With The Clearing, composer, producer, multi-instrumentalist, and writer JJJJJerome Ellis establishes a new metaphor that frames speech dysfluency—stuttering in particular—as a space for possibility rather than a pathology. First introduced in his 2020 essay “The clearing: Music, dysfluency, Blackness and time” in The Journal of Interdisciplinary Voice Studies, Ellis presents “The Clearing” as a concept that challenges us to reimagine dysfluency in speech and question how speech and articulation impact how we exist in the social realm. Ellis speaks with a block stutter, which manifests as intervals of silence in his speech. He calls these intervals “clearings.” In the opening section of the essay, Ellis argues that stuttering—much like music—challenges and “breaks up” time as we know it: “My thesis is that Blackness, dysfluency and music are forces that open time. Opening brings possibilities: temporal refusal, temporal escape, temporal dissent.” Ellis goes on to suggest that disabled speakers and certain types of people, especially Black folks, are subjected to related forms of temporal regulation and oppression that seek to pathologize and criminalize: “Temporal subjection enacted against Black people occurs in many spheres. Brittney Cooper examines several in her work: Black women’s reproductive health; legal and extralegal murders of Black people; racially skewed correlations between zip code and life expectancy; and the conceptualization of history itself.”
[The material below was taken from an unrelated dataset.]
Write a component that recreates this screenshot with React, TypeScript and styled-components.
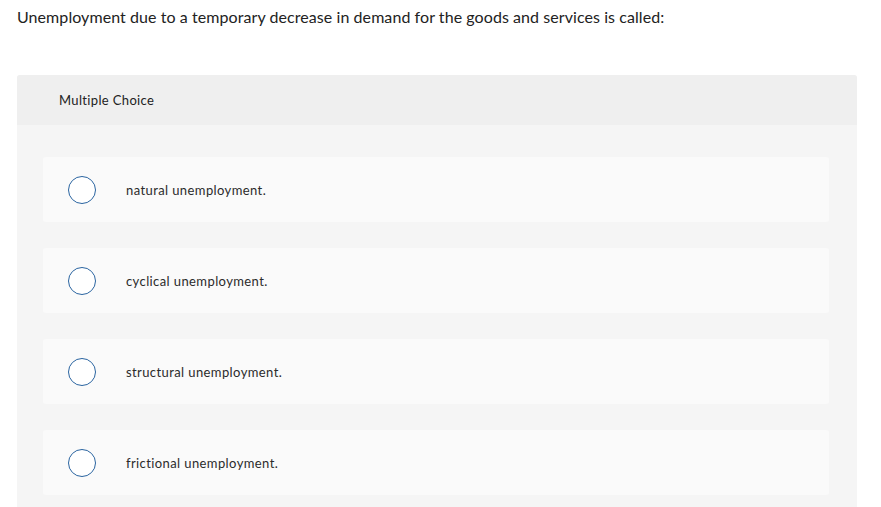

What do speech and articulation say about us and our humanity? Who has the power to shape the rules of speech and decide what forms of articulation are considered “standard,” “traditional,” and “acceptable”? Why do these same rulemakers have the power to regulate us?

Recorded in various bedrooms over the course of several months and setting the text of Ellis’s essay to music, The Clearing is a haunting and expansive series of reflections on the questions of speech, articulation, and the power behind both. The album opens with “Loops of Retreat,” a stunning piece that utilizes atmospheric tones with Hip Hop drums and deep bass, connecting those sounds with references ranging from Bernie Mac to W.E.B. Du Bois’s The Souls of Black Folk. Expanding on Harriet Jacobs’s idea of the “loophole of retreat,” Ellis positions Black music and speech as disruptors of “conventional” time and as tools to map out new means of communication and activity.

Harriet Jacobs reminds us that Black loops in Black music (including but not limited to rap and house) are always Black loop(hole)s of retreat; that Black music, like Black escape, is a never-ending activity and never an achievement. And when the Black stutterer loops a syllable (m-m-m-m-m-mother), this too is a Black loop, Black music, Black activity.

The Clearing is a conceptual and musical tour de force that combines Jazz with the narratives of enslaved Africans, and experimental electronics with historical accounts of Black rebellion. The album centers speech but uses it as a starting point to not only depathologize dysfluent speech but to build new tools to critique anti-Blackness, linear time, culture, and power in our society.

Ellis says of the project: “I hope this album offers the listener some of what my stutter offers me: an opportunity to imagine new ways of being in time.”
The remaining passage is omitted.